I am aware that this might give some people a bit of cause for concern. After all, the last thing most people want is to have their intestines dragged out from their abdomen by a screaming nightmare mutant that once used to be a violent drug dealer, especially while they are browsing around Ikea. Although in some respects this might be seen as a blessed relief by some.  But do not fear good citizen because Big Uncle Dave won’t allow this to happen.  The second part of my proposal is that all good, law abiding, tax paying people will be licensed to carry an array of weapons with which they can defend themselves.

So this is where it gets interesting.  Essentially the government (i.e. me) will issue you a weapon or weapons according to your social worth and value.  Never been arrested? Have a small pistol.  Regularly pay tax, with no defaulting? Good chap, have a shotgun. Been in gainful employment for a continuous period of 3 years? Well done, have a rifle. 10 years you say? Well in that case have a machine gun. Screw it, have two.  On this basis the more honest, lawful and hard working you are, the better you are equipped to defend yourself and your loved ones from the continual bombardment of brutal living dead wrong doers.  Plus you get to strut about with some serious hardware, which goes without saying, is fucking cool.

Let me break down the benefits, in list form (I like lists, and I know you do too because if you have read this far then I assume you are a moron and lists are nice and easy to read):

Criminal Population Dramatically Reduced – At least they should be as long as Joe Public zero their weapons properly and apply good marksmanship principles.  As an added bonus the empty prisons can be turned into accommodation for the homeless, or some shit like that.

Childhood Obesity Eradicated – Kids aren’t allowed guns. I’m not that stupid.  So Tubby Thompson had better start working on his middle distance running performance otherwise he’s going be turned into zombie poop.

Unemployment Reduced – Can’t be arsed to get a job and prefer to live on state hand outs? Well that’s perfectly fine, but you might find yourself trying to fight off a zombie attack with a small, blunt piece of wet bamboo.  I reckon Job Centres will need to fit revolving doors.

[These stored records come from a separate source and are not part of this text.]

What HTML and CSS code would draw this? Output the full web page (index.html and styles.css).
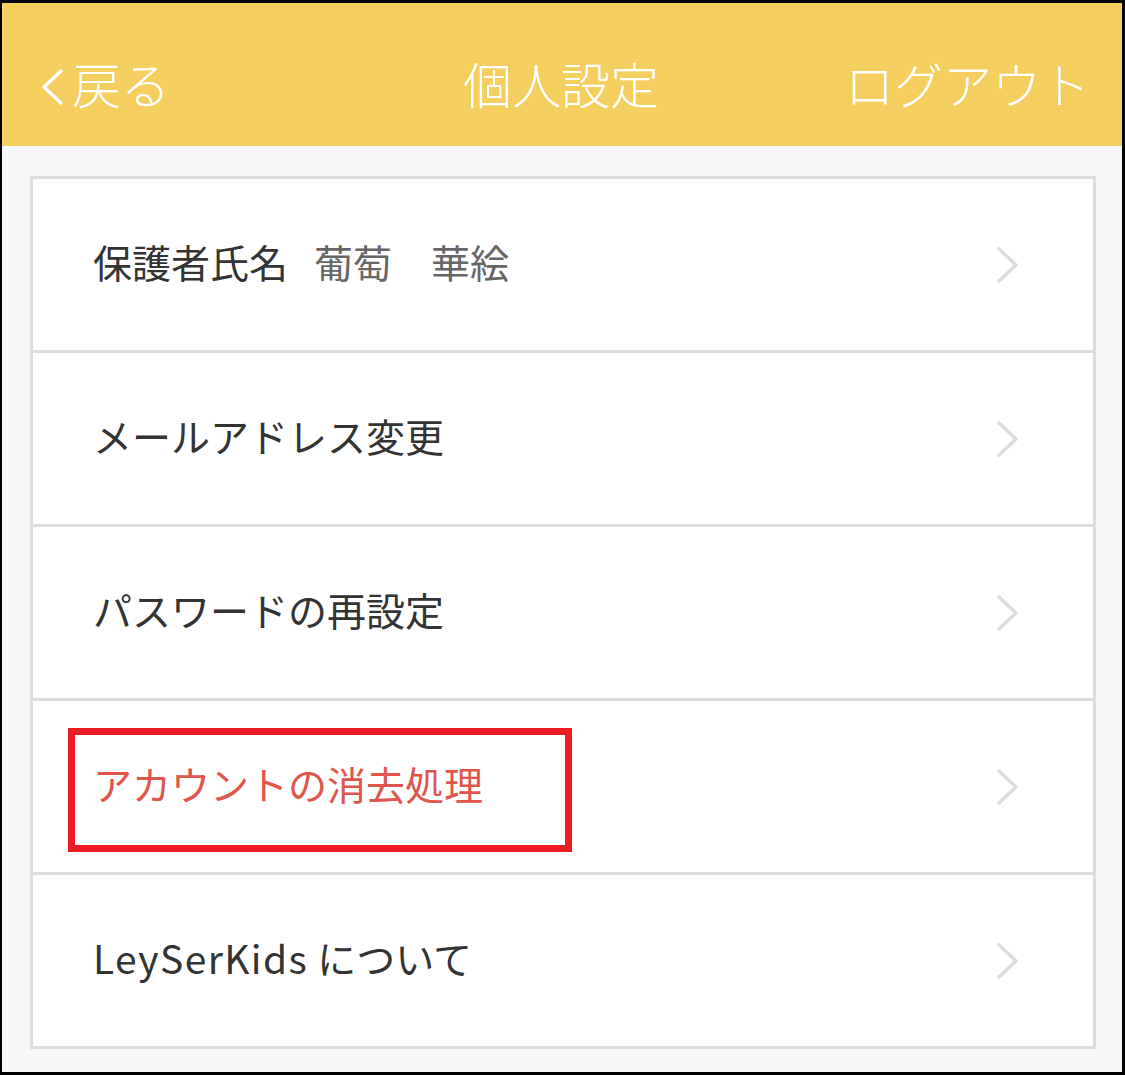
FILE: index.html
```html
<!DOCTYPE html>
<html lang="ja">
<head>
<meta charset="utf-8">
<link rel="stylesheet" href="styles.css">
</head>
<body>
<div class="screen">
  <header class="nav">
    <div class="nav-left">
      <svg class="back-icon" width="26" height="38" viewBox="0 0 26 38"><polyline points="22,3 5,19 22,35" fill="none" stroke="#fff" stroke-width="3.4" stroke-linecap="round" stroke-linejoin="round"/></svg>
      <span class="nav-text">戻る</span>
    </div>
    <div class="nav-title"><span class="nav-text">個人設定</span></div>
    <div class="nav-right"><span class="nav-text">ログアウト</span></div>
  </header>
  <div class="card">
    <div class="row">
      <span class="text"><span class="label">保護者氏名</span><span class="value">葡萄　華絵</span></span>
      <svg class="chev" width="26" height="40" viewBox="0 0 26 40"><polyline points="4,4 21,20 4,36" fill="none" stroke="#dddddd" stroke-width="3.6" stroke-linecap="round" stroke-linejoin="round"/></svg>
    </div>
    <div class="row">
      <span class="text">メールアドレス変更</span>
      <svg class="chev" width="26" height="40" viewBox="0 0 26 40"><polyline points="4,4 21,20 4,36" fill="none" stroke="#dddddd" stroke-width="3.6" stroke-linecap="round" stroke-linejoin="round"/></svg>
    </div>
    <div class="row">
      <span class="text">パスワードの再設定</span>
      <svg class="chev" width="26" height="40" viewBox="0 0 26 40"><polyline points="4,4 21,20 4,36" fill="none" stroke="#dddddd" stroke-width="3.6" stroke-linecap="round" stroke-linejoin="round"/></svg>
    </div>
    <div class="row">
      <span class="text danger">アカウントの消去処理</span>
      <div class="highlight"></div>
      <svg class="chev" width="26" height="40" viewBox="0 0 26 40"><polyline points="4,4 21,20 4,36" fill="none" stroke="#dddddd" stroke-width="3.6" stroke-linecap="round" stroke-linejoin="round"/></svg>
    </div>
    <div class="row">
      <span class="text"><span class="latin">LeySerKids</span><span class="jp-after">について</span></span>
      <svg class="chev" width="26" height="40" viewBox="0 0 26 40"><polyline points="4,4 21,20 4,36" fill="none" stroke="#dddddd" stroke-width="3.6" stroke-linecap="round" stroke-linejoin="round"/></svg>
    </div>
  </div>
</div>
</body>
</html>
```
FILE: styles.css
```css
* { box-sizing: border-box; }
html, body { margin: 0; padding: 0; background: #000; }
body {
  font-family: "Noto Sans CJK JP", "Noto Sans", sans-serif;
  width: 1125px;
  height: 1075px;
  padding: 3px 3px 3px 2px;
}
.screen {
  width: 1120px;
  height: 1069px;
  background: #f7f7f7;
  overflow: hidden;
}
.nav {
  height: 143px;
  background: #f5ce60;
  color: #fff;
  display: flex;
  align-items: center;
  justify-content: space-between;
  padding: 24px 32px 0 37px;
  font-size: 49px;
  font-weight: 300;
  line-height: 1;
  position: relative;
}
.nav-text {
  display: block;
  margin-bottom: 9px;
}
.nav-left {
  display: flex;
  align-items: center;
  gap: 7px;
}
.back-icon { display: block; }
.nav-title {
  position: absolute;
  left: 0;
  right: 0;
  top: 24px;
  bottom: 0;
  display: flex;
  align-items: center;
  justify-content: center;
  padding-right: 2px;
  pointer-events: none;
}
.card {
  margin: 30px 26px 0 28px;
  height: 873px;
  background: #fff;
  border: 3px solid #dddddd;
}
.row {
  height: 174px;
  border-top: 3px solid #dddddd;
  display: flex;
  align-items: center;
  padding: 0 72px 0 60px;
  font-size: 39px;
  color: #333;
  position: relative;
}
.row:first-child {
  height: 171px;
  border-top: none;
}
.text {
  white-space: nowrap;
  margin-bottom: 8px;
}
.value {
  color: #666;
  margin-left: 26px;
  white-space: pre;
}
.latin { letter-spacing: 1.4px; }
.jp-after { margin-left: 9px; }
.danger { color: #e0554c; }
.chev {
  display: block;
  margin-left: auto;
}
.highlight {
  position: absolute;
  left: 35px;
  top: 27px;
  width: 504px;
  height: 124px;
  border: 7px solid #ed1c24;
}
```
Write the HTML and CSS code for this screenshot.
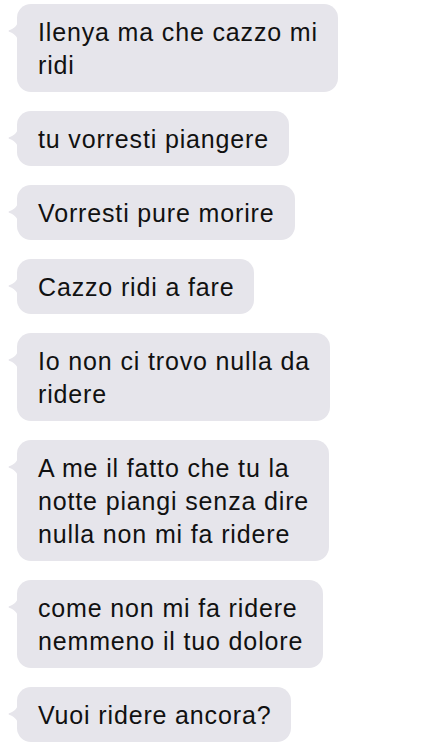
FILE: index.html
```html
<!DOCTYPE html>
<html lang="it">
<head>
<meta charset="utf-8">
<title>Messaggi</title>
<link rel="stylesheet" href="styles.css">
</head>
<body>
<main class="thread">
  <div class="bubble">Ilenya ma che cazzo mi<br>ridi</div>
  <div class="bubble">tu vorresti piangere</div>
  <div class="bubble">Vorresti pure morire</div>
  <div class="bubble">Cazzo ridi a fare</div>
  <div class="bubble">Io non ci trovo nulla da<br>ridere</div>
  <div class="bubble">A me il fatto che tu la<br>notte piangi senza dire<br>nulla non mi fa ridere</div>
  <div class="bubble">come non mi fa ridere<br>nemmeno il tuo dolore</div>
  <div class="bubble">Vuoi ridere ancora?</div>
</main>
</body>
</html>
```
FILE: styles.css
```css
html, body {
  margin: 0;
  padding: 0;
  background: #ffffff;
}

.thread {
  display: flex;
  flex-direction: column;
  align-items: flex-start;
  gap: 19px;
  padding: 4px 0 0 17px;
}

.bubble {
  position: relative;
  background: #e6e5eb;
  color: #111111;
  font-family: "Liberation Sans", Arial, sans-serif;
  font-size: 25px;
  line-height: 33px;
  letter-spacing: 0.85px;
  padding: 12px 20px 10px 21px;
  border-radius: 14px;
  white-space: nowrap;
}

.bubble::before {
  content: "";
  position: absolute;
  left: -9px;
  top: 16px;
  width: 10px;
  height: 22px;
  background: #e6e5eb;
  clip-path: path("M10 0 C10 6 5 9 1 10.3 Q0 11 1 11.7 C5 13 10 16 10 22 Z");
}
```
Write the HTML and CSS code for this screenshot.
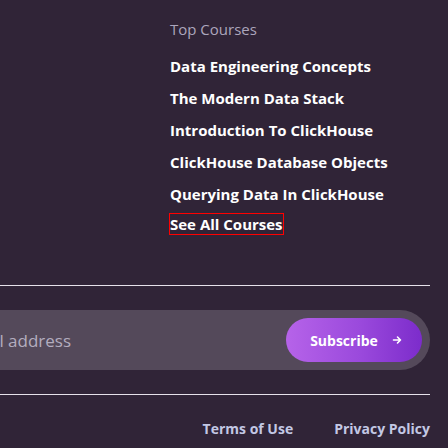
FILE: index.html
```html
<!DOCTYPE html>
<html lang="en">
<head>
<meta charset="utf-8">
<title>Footer</title>
<link rel="stylesheet" href="styles.css">
</head>
<body>
<footer class="footer">
  <section class="courses">
    <h3 class="courses-title">Top Courses</h3>
    <ul class="course-list">
      <li><a href="#">Data Engineering Concepts</a></li>
      <li><a href="#">The Modern Data Stack</a></li>
      <li><a href="#">Introduction To ClickHouse</a></li>
      <li><a href="#">ClickHouse Database Objects</a></li>
      <li><a href="#">Querying Data In ClickHouse</a></li>
      <li class="see-all-item"><a href="#" class="see-all">See All Courses</a></li>
    </ul>
  </section>
  <hr class="rule">
  <form class="subscribe">
    <input class="email" type="email" placeholder="Enter your email address">
    <button class="btn" type="button">Subscribe <span class="arrow">
      <svg width="10" height="10" viewBox="0 0 10 10" fill="none" stroke="#fff" stroke-width="1.6" stroke-linecap="round" stroke-linejoin="round"><path d="M1.5 5h7M5.5 2l3 3-3 3"/></svg>
    </span></button>
  </form>
  <hr class="rule">
  <nav class="legal">
    <a href="#">Terms of Use</a>
    <a href="#">Privacy Policy</a>
  </nav>
</footer>
</body>
</html>
```
FILE: styles.css
```css
* { box-sizing: border-box; }
html, body { margin: 0; padding: 0; }
body {
  background: #302437;
  font-family: "Open Sans", "DejaVu Sans", sans-serif;
  overflow: hidden;
  width: 448px;
  height: 448px;
}
.footer {
  width: 430px;
}
.courses {
  padding: 17px 0 0 170px;
}
.courses-title {
  margin: 0 0 9px;
  font-size: 15px;
  line-height: 24px;
  font-weight: 400;
  color: #aca6bc;
}
.course-list {
  list-style: none;
  margin: 0;
  padding: 0;
  display: flex;
  flex-direction: column;
  align-items: flex-start;
}
.course-list li {
  line-height: 32px;
}
.course-list a {
  color: #ffffff;
  text-decoration: none;
  font-size: 15px;
  font-weight: 700;
}
.course-list .see-all-item {
  line-height: 28px;
}
.see-all {
  outline: 1px solid #ff0000;
  display: inline-block;
  line-height: 20px;
}
.rule {
  border: 0;
  height: 1px;
  background: #e6e1ea;
  margin: 0;
}
.courses + .rule { margin-top: 47px; }
.subscribe {
  display: flex;
  align-items: center;
  margin: 24px 0 0 -151px;
  width: 581px;
  height: 60px;
  padding: 0 8px 0 24px;
  background: #54495a;
  border-radius: 0 30px 30px 0;
}
.email {
  flex: 1;
  min-width: 0;
  background: transparent;
  border: 0;
  padding: 0;
  font-family: inherit;
  font-size: 17px;
  color: #fff;
  outline: none;
}
.email::placeholder { color: #b3adbf; }
.btn {
  flex: none;
  width: 136px;
  height: 44px;
  border: 0;
  border-radius: 22px;
  background: linear-gradient(90deg, #b663e9 0%, #9a49dc 55%, #7c2ccb 100%);
  color: #fff;
  font-family: inherit;
  font-size: 14px;
  font-weight: 700;
  display: flex;
  align-items: center;
  justify-content: center;
  gap: 14px;
  padding: 0 0 0 4px;
}
.arrow { display: flex; }
.subscribe + .rule { margin-top: 24px; }
.legal {
  display: flex;
  justify-content: flex-end;
  gap: 41px;
  padding-top: 22px;
}
.legal a {
  color: #c3c8e4;
  text-decoration: none;
  font-size: 14px;
  font-weight: 700;
  line-height: 24px;
}
```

Rise In Education Standards – The better you do in exams and the higher the level of education you have, the bigger the gun you get on graduation day.  I would have tried harder in maths if there was the promise of a double barreled 12 gauge at the end of it.

Increased Levels of Charity – So you don’t feel your Lee Enfield .303 has enough stopping power? Want something with a bit more grunt? Well put in 80 hours of volunteering at your local donkey sanctuary and you will be eligible to pick up a nice shiny new belt fed grenade launcher.

Reduced Celebrity Bullshit – Everytime you appear in a celebrity magazine, work on a reality TV show or release an album that you can’t successfully perform live without miming, you will be downgraded. Basically, Cheryl Cole will end up defending herself from the savaging undead hordes with nothing more than a sharpened raspberry flavoured popsicle. Let’s hope it’s a hot day.

So imagine this; you are walking into your office one morning and from out of the stationery cupboard bursts a slavering, howling paedophile zombie demon going full on mental and generally upsetting people.  With one smooth action you reach inside your trench coat, draw out your pump action assault shotgun (which you have just been awarded after giving trumpet lessons at the local orphanage) and blam, blam, blam; social justice in action. And that corking bit of fluff Janine from accounts probably wants to breed with you now too.

There are of course some finer details that need sorting out, but I’m just an ideas man really and can’t be bothered to give it much more thought.  But I do like the idea that a 50 year old Matron nurse who has had to do double shifts for most of her career, not got a criminal record and is generally a nice lady will probably end up cruising around in a tank and have a fighter jet parked on her driveway, but I think she’s earned it.

Oh and a quick inside tip; if this does work out then be sure to buy shares in a dry-cleaning business, because those guys are going to be seriously busy.